Ab 2016 wollen Pharmafirmen im Zuge einer freiwilligen Selbstkontrolle öffentlich machen, wie viel Geld und Leistungen sie Ärzten und Institutionen zukommen lassen. Die Initiative ging 2013 vom Europäischen Dachverband der forschenden Arzneimittelhersteller (EFPIA) aus. Sie soll zu einer größeren Transparenz in der Zusammenarbeit zwischen Medizin und Pharmaindustrie führen. Der EFPIA-Codex wird regional umgesetzt, in Österreich wurde deshalb im Jahr 2014 eine entsprechende Regelung von den Mitgliedsunternehmen der Pharmig in den Verhaltenscodex (VHC) aufgenommen und auch mit der Österreichischen Ärztekammer (Ärztlicher Verhaltenskodex 2014) abgestimmt. Die rund 100 Mitgliedsunternehmen der Pharmig seien nun laut Generalsekretär Jan Oliver Huber verpflichtet, Daten offenzulegen wie: Beratungshonorare, Zahlungen für Vorträge, Sponsorengelder, Geld- und Sachspenden, Übernahme von Tagungs-, Reise- und Übernachtungskosten bei durch die Pharmaindustrie angebotenen Fortbildungen oder auch Leistungen im Rahmen einer Forschungstätigkeit (vgl. Pharmig-Pressemitteilung, online, 26.11.2015). Die Daten werden mit Juni 2016 auf den jeweiligen Webseiten der pharmazeutischen Unternehmen veröffentlicht und für Patienten einsehbar sein. Patienten sollen dadurch erfahren, ob der behandelnde Arzt für die Verschreibung eines Mittels zusätzliches Geld seitens des Pharmaunternehmens erhalten hat.
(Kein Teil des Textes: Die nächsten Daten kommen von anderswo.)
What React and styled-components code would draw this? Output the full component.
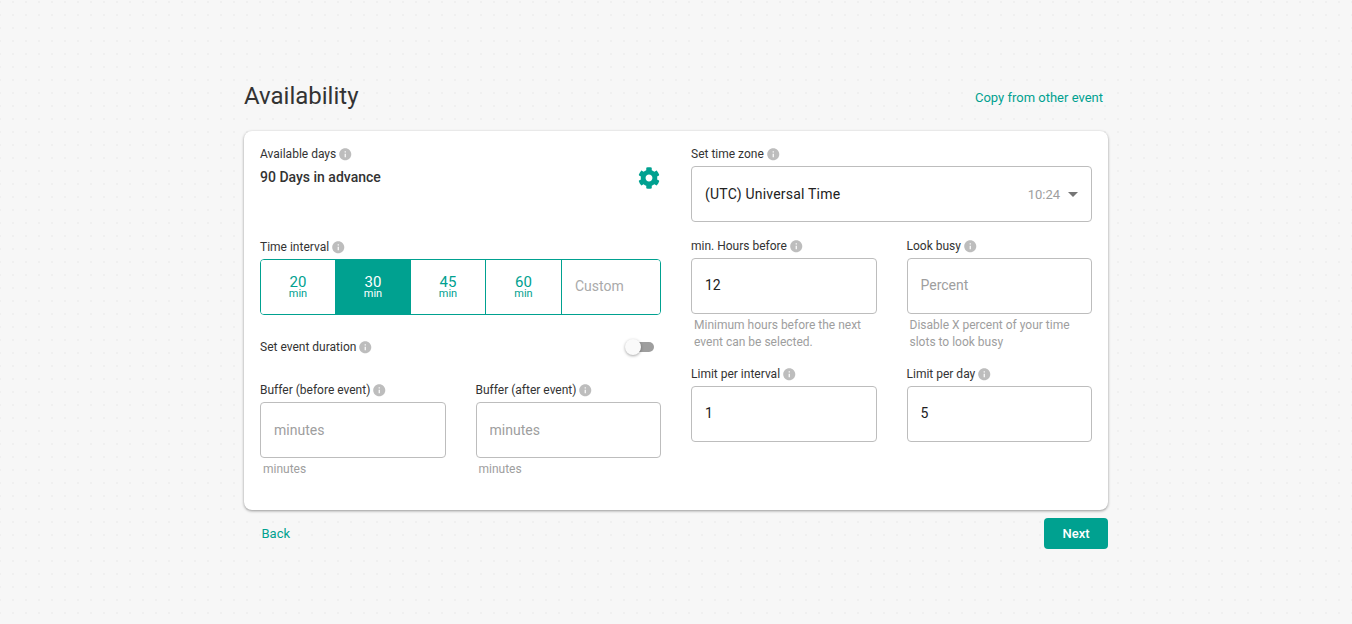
import React from "react";
import styled, { createGlobalStyle } from "styled-components";
import { MdInfo, MdArrowDropDown } from "react-icons/md";
import { FaCog } from "react-icons/fa";

const teal = "#00a190";

const GlobalStyle = createGlobalStyle`
  html, body { margin: 0; padding: 0; }
  body {
    font-family: Roboto, "Noto Sans", sans-serif;
    color: #333;
    background-color: #f7f7f7;
    background-image: radial-gradient(circle at 1px 1px, #f0f0f0 1px, transparent 1.5px);
    background-size: 13px 13px;
    background-position: -1px 1px;
    min-height: 624px;
  }
`;

const Page = styled.div`
  width: 864px;
  margin: 0 auto;
  padding-top: 78px;
`;

const Header = styled.div`
  display: flex;
  align-items: center;
  justify-content: space-between;
  height: 35px;
  margin-bottom: 18px;
`;

const Title = styled.h1`
  margin: 0;
  font-size: 24px;
  font-weight: 400;
  color: #333;
`;

const TextLink = styled.a`
  font-size: 13px;
  color: ${teal};
  padding-right: ${({ $pad }) => $pad || 0}px;
  padding-left: ${({ $left }) => $left || 0}px;
  padding-top: ${({ $top }) => $top || 0}px;
  cursor: pointer;
`;

const Card = styled.div`
  display: grid;
  grid-template-columns: 401px 401px;
  column-gap: 30px;
  box-sizing: border-box;
  height: 379px;
  padding: 16px;
  background: #fff;
  border-radius: 8px;
  box-shadow: 0 1px 3px rgba(0, 0, 0, 0.4);
`;

const Column = styled.div`
  display: flex;
  flex-direction: column;
`;

const Label = styled.div`
  display: flex;
  align-items: center;
  gap: 2px;
  height: 14px;
  font-size: 12px;
  line-height: 14px;
  color: #333;
  white-space: nowrap;
  svg { color: #bdbdbd; flex: none; }
`;

const DaysRow = styled.div`
  display: flex;
  justify-content: space-between;
  height: 79px;
  padding-right: 1px;
`;

const DaysValue = styled.div`
  margin-top: 8px;
  font-size: 14px;
  line-height: 16px;
  font-weight: 500;
  color: #333;
`;

const GearButton = styled.span`
  display: flex;
  margin-top: 6px;
  color: ${teal};
`;

const IntervalGroup = styled.div`
  display: flex;
  height: 56px;
  margin-top: 5px;
  box-sizing: border-box;
  border: 1px solid ${teal};
  border-radius: 4px;
  overflow: hidden;
`;

const IntervalOption = styled.div`
  width: 75px;
  flex: none;
  box-sizing: border-box;
  display: flex;
  flex-direction: column;
  align-items: center;
  justify-content: center;
  border-right: 1px solid ${teal};
  background: ${({ $active }) => ($active ? teal : "#fff")};
  color: ${({ $active }) => ($active ? "#fff" : teal)};
  font-size: 15px;
  line-height: 13px;
  small { font-size: 11px; line-height: 10px; }
  &:nth-child(4) { width: 76px; }
`;

const CustomInput = styled.input`
  flex: 1;
  min-width: 0;
  border: 0;
  outline: 0;
  padding: 0 13px 2px;
  font: 14px Roboto, sans-serif;
  color: #333;
  &::placeholder { color: #aaa; opacity: 1; }
`;

const ToggleRow = styled.div`
  display: flex;
  align-items: center;
  justify-content: space-between;
  height: 16px;
  margin-top: 24px;
  padding-right: 7px;
`;

const Toggle = styled.span`
  position: relative;
  display: block;
  width: 28px;
  height: 10px;
  border-radius: 5px;
  background: #9e9e9e;
  &::after {
    content: "";
    position: absolute;
    left: -1px;
    top: -3px;
    width: 16px;
    height: 16px;
    border-radius: 50%;
    background: #fafafa;
    box-shadow: 0 1px 3px rgba(0, 0, 0, 0.35);
  }
`;

const FieldGrid = styled.div`
  display: grid;
  grid-template-columns: 1fr 1fr;
  column-gap: 30px;
  margin-top: ${({ $top }) => $top || 0}px;
`;

const Field = styled.div`
  display: flex;
  flex-direction: column;
  gap: 5px;
  min-width: 0;
`;

const TextBox = styled.input`
  width: 100%;
  height: 56px;
  box-sizing: border-box;
  padding: 0 13px ${({ $lift }) => ($lift ? 2 : 0)}px;
  border: 1px solid #bdbdbd;
  border-radius: 4px;
  outline: 0;
  background: #fff;
  font: 14px Roboto, sans-serif;
  color: #222;
  &::placeholder { color: #9e9e9e; opacity: 1; }
`;

const Help = styled.div`
  margin-top: -2px;
  padding-left: 3px;
  font-size: 12px;
  line-height: 17px;
  color: #9e9e9e;
`;

const SelectBox = styled.div`
  display: flex;
  align-items: center;
  height: 56px;
  margin-top: 5px;
  box-sizing: border-box;
  padding: 0 6px 0 13px;
  border: 1px solid #bdbdbd;
  border-radius: 4px;
  font-size: 14px;
  color: #222;
  letter-spacing: 0.2px;
`;

const SelectTime = styled.span`
  margin-left: auto;
  font-size: 13px;
  color: #9e9e9e;
  letter-spacing: 0;
`;

const SelectArrow = styled.span`
  display: flex;
  margin-left: 1px;
  color: #757575;
`;

const Footer = styled.div`
  display: flex;
  align-items: center;
  justify-content: space-between;
  margin-top: 8px;
`;

const NextButton = styled.button`
  width: 64px;
  height: 31px;
  border: 0;
  border-radius: 4px;
  background: ${teal};
  color: #fff;
  font: 500 13px Roboto, sans-serif;
  cursor: pointer;
`;

const FieldLabel = ({ children }) => (
  <Label>
    {children}
    <MdInfo size={14.5} />
  </Label>
);

const intervals = [20, 30, 45, 60];

const App = () => {
  return (
    <>
      <GlobalStyle />
      <Page>
        <Header>
          <Title>Availability</Title>
          <TextLink $pad={5} $top={4}>Copy from other event</TextLink>
        </Header>
        <Card>
          <Column>
            <FieldLabel>Available days</FieldLabel>
            <DaysRow>
              <DaysValue>90 Days in advance</DaysValue>
              <GearButton>
                <FaCog size={22} />
              </GearButton>
            </DaysRow>
            <FieldLabel>Time interval</FieldLabel>
            <IntervalGroup>
              {intervals.map((value) => (
                <IntervalOption key={value} $active={value === 30}>
                  {value}
                  <small>min</small>
                </IntervalOption>
              ))}
              <CustomInput placeholder="Custom" />
            </IntervalGroup>
            <ToggleRow>
              <FieldLabel>Set event duration</FieldLabel>
              <Toggle />
            </ToggleRow>
            <FieldGrid $top={28}>
              <Field>
                <FieldLabel>Buffer (before event)</FieldLabel>
                <TextBox placeholder="minutes" />
                <Help>minutes</Help>
              </Field>
              <Field>
                <FieldLabel>Buffer (after event)</FieldLabel>
                <TextBox placeholder="minutes" />
                <Help>minutes</Help>
              </Field>
            </FieldGrid>
          </Column>
          <Column>
            <FieldLabel>Set time zone</FieldLabel>
            <SelectBox>
              (UTC) Universal Time
              <SelectTime>10:24</SelectTime>
              <SelectArrow>
                <MdArrowDropDown size={24} />
              </SelectArrow>
            </SelectBox>
            <FieldGrid $top={17}>
              <Field>
                <FieldLabel>min. Hours before</FieldLabel>
                <TextBox $lift defaultValue="12" />
                <Help>Minimum hours before the next event can be selected.</Help>
              </Field>
              <Field>
                <FieldLabel>Look busy</FieldLabel>
                <TextBox $lift placeholder="Percent" />
                <Help>Disable X percent of your time slots to look busy</Help>
              </Field>
            </FieldGrid>
            <FieldGrid $top={16}>
              <Field>
                <FieldLabel>Limit per interval</FieldLabel>
                <TextBox $lift defaultValue="1" />
              </Field>
              <Field>
                <FieldLabel>Limit per day</FieldLabel>
                <TextBox $lift defaultValue="5" />
              </Field>
            </FieldGrid>
          </Column>
        </Card>
        <Footer>
          <TextLink $left={17.5}>Back</TextLink>
          <NextButton>Next</NextButton>
        </Footer>
      </Page>
    </>
  );
};

export default App;
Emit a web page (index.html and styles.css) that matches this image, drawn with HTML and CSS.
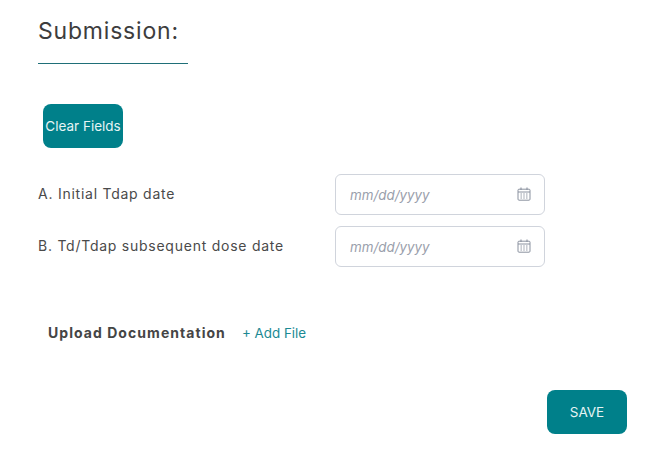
FILE: index.html
```html
<!DOCTYPE html>
<html lang="en">
<head>
  <meta charset="UTF-8">
  <title>Submission</title>
  <link rel="stylesheet" href="styles.css">
</head>
<body>
  <div class="container">
    <h2 class="title">Submission:</h2>
    <button class="btn btn-clear">Clear Fields</button>

    <div class="date-row">
      <label for="tdap">A. Initial Tdap date</label>
      <div class="date-field">
        <input type="text" id="tdap" placeholder="mm/dd/yyyy">
        <svg class="cal" viewBox="0 0 14 14" width="14" height="14">
          <path d="M1 3.2a1 1 0 0 1 1-1h10a1 1 0 0 1 1 1v9a1 1 0 0 1-1 1H2a1 1 0 0 1-1-1z" fill="none" stroke="#8a919f" stroke-width="1"/>
          <path d="M1 5h12" stroke="#8a919f" stroke-width="1"/>
          <path d="M4 .6v2.4M10 .6v2.4" stroke="#8a919f" stroke-width="1.1"/>
          <path d="M3.5 7h1.4M6.3 7h1.4M9.1 7h1.4M3.5 9h1.4M6.3 9h1.4M9.1 9h1.4M3.5 11h1.4M6.3 11h1.4M9.1 11h1.4" stroke="#8a919f" stroke-width="1"/>
        </svg>
      </div>
    </div>

    <div class="date-row">
      <label for="td-tdap">B. Td/Tdap subsequent dose date</label>
      <div class="date-field">
        <input type="text" id="td-tdap" placeholder="mm/dd/yyyy">
        <svg class="cal" viewBox="0 0 14 14" width="14" height="14">
          <path d="M1 3.2a1 1 0 0 1 1-1h10a1 1 0 0 1 1 1v9a1 1 0 0 1-1 1H2a1 1 0 0 1-1-1z" fill="none" stroke="#8a919f" stroke-width="1"/>
          <path d="M1 5h12" stroke="#8a919f" stroke-width="1"/>
          <path d="M4 .6v2.4M10 .6v2.4" stroke="#8a919f" stroke-width="1.1"/>
          <path d="M3.5 7h1.4M6.3 7h1.4M9.1 7h1.4M3.5 9h1.4M6.3 9h1.4M9.1 9h1.4M3.5 11h1.4M6.3 11h1.4M9.1 11h1.4" stroke="#8a919f" stroke-width="1"/>
        </svg>
      </div>
    </div>

    <div class="upload-row">
      <span class="upload-label">Upload Documentation</span>
      <a class="add-file">+ Add File</a>
    </div>

    <div class="actions">
      <button class="btn btn-save">SAVE</button>
    </div>
  </div>
</body>
</html>
```

FILE: styles.css
```css
body {
  font-family: Inter, "Liberation Sans", sans-serif;
  margin: 0;
  padding: 0;
  background: white;
  color: #3d3d3d;
}
.container {
  width: 589px;
  padding: 17px 0 0 38px;
}
.title {
  width: 150px;
  height: 46px;
  margin: 0 0 40px;
  border-bottom: 1px solid #1f6f78;
  font-size: 23px;
  line-height: 28px;
  font-weight: 400;
  letter-spacing: 0.8px;
}
.btn {
  display: block;
  width: 80px;
  height: 44px;
  padding: 0;
  border: none;
  border-radius: 8px;
  background-color: #00808a;
  color: #e6f4f5;
  font-family: inherit;
  font-size: 13.5px;
  cursor: pointer;
}
.btn-clear {
  margin: 0 0 26px 5px;
  line-height: 43px;
}
.date-row {
  display: flex;
  align-items: center;
  margin-bottom: 11px;
}
.date-row label {
  width: 297px;
  margin-top: -2px;
  font-size: 14px;
  letter-spacing: 0.75px;
  color: #4a4a4a;
}
.date-field {
  display: flex;
  align-items: center;
  width: 210px;
  height: 41px;
  padding: 0 13px 0 14px;
  box-sizing: border-box;
  border: 1px solid #d0d4dc;
  border-radius: 6px;
}
.date-field input {
  flex: 1;
  min-width: 0;
  padding: 0;
  border: none;
  outline: none;
  font-family: inherit;
  font-size: 13.4px;
  font-style: italic;
}
.date-field input::placeholder {
  color: #9aa0ac;
  opacity: 1;
}
.cal {
  margin-bottom: 2px;
}
.upload-row {
  display: flex;
  align-items: center;
  margin: 57px 0 0 10px;
}
.upload-label {
  font-size: 14px;
  font-weight: 700;
  letter-spacing: 1.05px;
  margin-right: 16px;
  color: #454545;
}
.add-file {
  font-size: 13.4px;
  color: #1b8a94;
}
.actions {
  display: flex;
  justify-content: flex-end;
  margin-top: 49px;
}
```
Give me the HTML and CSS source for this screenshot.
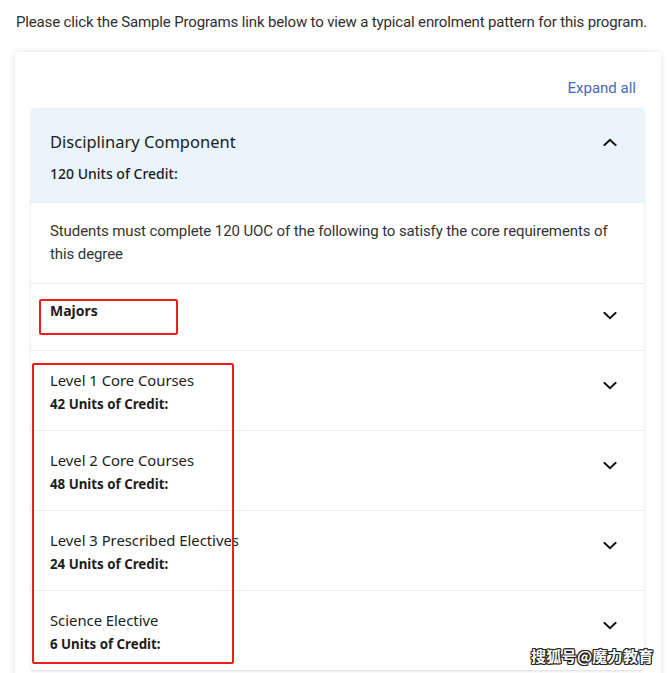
FILE: index.html
```html
<!DOCTYPE html>
<html lang="en">
<head>
<meta charset="utf-8">
<title>Program Structure</title>
<link rel="stylesheet" href="styles.css">
</head>
<body>
<p class="intro">Please click the Sample Programs link below to view a typical enrolment pattern for this program.</p>

<section class="card">
  <div class="toolbar"><a class="expand-all" href="#">Expand all</a></div>

  <div class="accordion">
    <div class="acc-head">
      <div class="acc-text">
        <h3 class="acc-title">Disciplinary Component</h3>
        <div class="acc-units">120 Units of Credit:</div>
      </div>
      <svg class="chev up" viewBox="0 0 14 8" width="14" height="8"><path d="M1.5 7 L7 1.8 L12.5 7" /></svg>
    </div>

    <div class="acc-body">
      <p>Students must complete 120 UOC of the following to satisfy the core requirements of this degree</p>
    </div>

    <div class="row row-majors">
      <div class="row-text">
        <div class="row-title bold">Majors</div>
      </div>
      <svg class="chev" viewBox="0 0 14 8" width="14" height="8"><path d="M1.5 1 L7 6.2 L12.5 1" /></svg>
    </div>

    <div class="row">
      <div class="row-text">
        <div class="row-title">Level 1 Core Courses</div>
        <div class="row-units">42 Units of Credit:</div>
      </div>
      <svg class="chev" viewBox="0 0 14 8" width="14" height="8"><path d="M1.5 1 L7 6.2 L12.5 1" /></svg>
    </div>

    <div class="row">
      <div class="row-text">
        <div class="row-title">Level 2 Core Courses</div>
        <div class="row-units">48 Units of Credit:</div>
      </div>
      <svg class="chev" viewBox="0 0 14 8" width="14" height="8"><path d="M1.5 1 L7 6.2 L12.5 1" /></svg>
    </div>

    <div class="row">
      <div class="row-text">
        <div class="row-title">Level 3 Prescribed Electives</div>
        <div class="row-units">24 Units of Credit:</div>
      </div>
      <svg class="chev" viewBox="0 0 14 8" width="14" height="8"><path d="M1.5 1 L7 6.2 L12.5 1" /></svg>
    </div>

    <div class="row">
      <div class="row-text">
        <div class="row-title">Science Elective</div>
        <div class="row-units">6 Units of Credit:</div>
      </div>
      <svg class="chev" viewBox="0 0 14 8" width="14" height="8"><path d="M1.5 1 L7 6.2 L12.5 1" /></svg>
    </div>
  </div>
</section>

<!-- hand-drawn highlight boxes -->
<div class="mark mark-majors"></div>
<div class="mark mark-levels"></div>

<div class="watermark">搜狐号@魔力教育</div>
</body>
</html>
```

FILE: styles.css
```css
html, body {
  margin: 0;
  padding: 0;
  background: #ffffff;
}

body {
  position: relative;
  height: 673px;
  overflow: hidden;
  padding: 11px 9px 0 15px;
  box-sizing: border-box;
  font-family: Roboto, "Liberation Sans", sans-serif;
  color: #333333;
}

.intro {
  margin: 0 0 19px 1px;
  font-size: 15px;
  line-height: 22px;
  color: #2e2e2e;
  letter-spacing: -0.15px;
}

.card {
  background: #ffffff;
  box-shadow: 0 0 6px rgba(0, 0, 0, 0.12);
  border-radius: 3px;
  padding: 25px 17px 20px 16px;
}

.toolbar {
  display: flex;
  justify-content: flex-end;
  padding-right: 8px;
  height: 22px;
  margin-bottom: 9px;
}

.expand-all {
  font-size: 15px;
  line-height: 22px;
  color: #3d6cbf;
  text-decoration: none;
}

.accordion {
  background: #ffffff;
  border-radius: 3px;
  box-shadow: 0 1px 3px rgba(0, 0, 0, 0.16);
  font-family: "Noto Sans", "Open Sans", sans-serif;
  color: #1c1c1c;
}

.acc-head {
  background: #e9f4fb;
  display: flex;
  justify-content: space-between;
  align-items: flex-start;
  padding: 22px 27px 19px 19px;
  border-radius: 3px 3px 0 0;
}

.acc-title {
  margin: 0;
  font-size: 16.5px;
  font-weight: 400;
  line-height: 24px;
}

.acc-units {
  margin-top: 10px;
  font-size: 14px;
  font-weight: 500;
  line-height: 20px;
}

.chev {
  flex: none;
  fill: none;
  stroke: #111111;
  stroke-width: 2;
  stroke-linecap: square;
}

.chev.up {
  margin-top: 8px;
}

.acc-body {
  padding: 17px 19px 17px 19px;
  border-bottom: 1px solid #ebebeb;
}

.acc-body p {
  margin: 0;
  font-family: Roboto, "Liberation Sans", sans-serif;
  font-size: 15px;
  line-height: 23px;
  color: #333333;
  letter-spacing: -0.1px;
  padding-right: 10px;
}

.row {
  display: flex;
  justify-content: space-between;
  align-items: flex-start;
  padding: 18px 27px 16px 19px;
  border-bottom: 1px solid #ebebeb;
}

.row:last-child {
  border-bottom: none;
}

.row-majors {
  padding-top: 16px;
  padding-bottom: 28px;
}

.row-title {
  font-size: 14.8px;
  line-height: 22px;
}

.row-title.bold {
  font-weight: 700;
  font-size: 14px;
}

.row-units {
  margin-top: 3px;
  font-size: 13.3px;
  font-weight: 700;
  line-height: 20px;
}

.row .chev {
  margin-top: 13px;
}

.row-majors .chev {
  margin-top: 12px;
}

.mark {
  position: absolute;
  border: 2.5px solid #f01c1c;
  border-radius: 2px;
  box-sizing: border-box;
}

.mark-majors {
  left: 39px;
  top: 299px;
  width: 139px;
  height: 36px;
}

.mark-levels {
  left: 32px;
  top: 363px;
  width: 202px;
  height: 301px;
}

.watermark {
  position: absolute;
  left: 531px;
  top: 645px;
  font-family: "Noto Sans CJK SC", sans-serif;
  font-weight: 700;
  font-size: 15px;
  line-height: 22px;
  color: #ffffff;
  letter-spacing: 0.3px;
  text-shadow:
    1px 0 0 #222, -1px 0 0 #222, 0 1px 0 #222, 0 -1px 0 #222,
    1px 1px 0 #222, -1px -1px 0 #222, 1px -1px 0 #222, -1px 1px 0 #222;
}
```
Gemäß Arzneimittelgesetz dürfen nur solche Zuwendungen an den Fachkreis abgegeben werden, die für die medizinische Praxis von Belang und zudem nur von geringem Wert sind. Da es in Österreich dazu bislang keine Judikatur gibt, wollen sich hiesige Juristen am deutschen Nachbarn orientieren. Rechtlich bindend ist der VHC nicht, es gilt das Arzneimittelgesetz (AMG) bzw. das Korruptionsstrafrecht (vgl. Pharma Marketing Club Austria, online, 17.12.2014).
Kritikern geht die Initiative nicht weit genug. So ist grundsätzlich vorgesehen, dass Geldempfänger auf den Webseiten der Pharmafirmen mit Namen und Adressen genannt werden sollen. Ein Schwachpunkt bestehe jedoch in der Tatsache, dass die Unternehmen für eine individuelle Offenlegung die ausdrückliche Zustimmung des jeweiligen Arztes benötigen (vgl. Bioskop, Nr.64). „Wir befürchten, dass der Datenschutz von vielen als Vorwand gegen eine transparente Offenlegung vorgeschoben wird“, betont Eva Geiblinger, Vorstandsvorsitzende von Transparency International - Austrian Chapter (TI-AC) (vgl. Pressemitteilung, online, 26.11.2015). TI-AC will daher die Offenlegungspraxis genau analysieren und prüfen, ob diese Transparenzregeln auch gelebt werden.
In Deutschland möchte die Anti-Korruptions-Ärzteinitiative MEZIS ("Mein Essen zahle ich selbst") mit dem Projekt www.leitlinienwatch.de gemeinsam mit NeurologyFirst und Transparency Deutschland den Erwartungen von Ärzteschaft und Gesellschaft an eine unabhängige Erstellung von Leitlinien entgegenkommen. Erklärtes Ziel ist es, den Einfluss von Interessenkonflikten auf medizinische Behandlungsleitlinien zu reduzieren. Viele Leitlinienautoren seien mit den Herstellern der zu bewertenden Medikamente und Produkte durch Beraterverträge und bezahlte Vorträge verbunden. Dadurch würden Interessenkonflikte mit dem Risiko entstehen, dass die meist teuren und oft noch unzureichend erforschten neuen Medikamente dieser Hersteller bevorzugt empfohlen werden, so die Plattform (vgl. Pressemitteilung, online, 14.12.2015). Seit Mai 2015 haben mehr als 1.200 Ärztinnen und Ärzte sowie mehrere ärztliche Organisationen den Appell an die medizinischen Fachgesellschaften in Deutschland zum Umgang mit Interessenkonflikten unterzeichnet.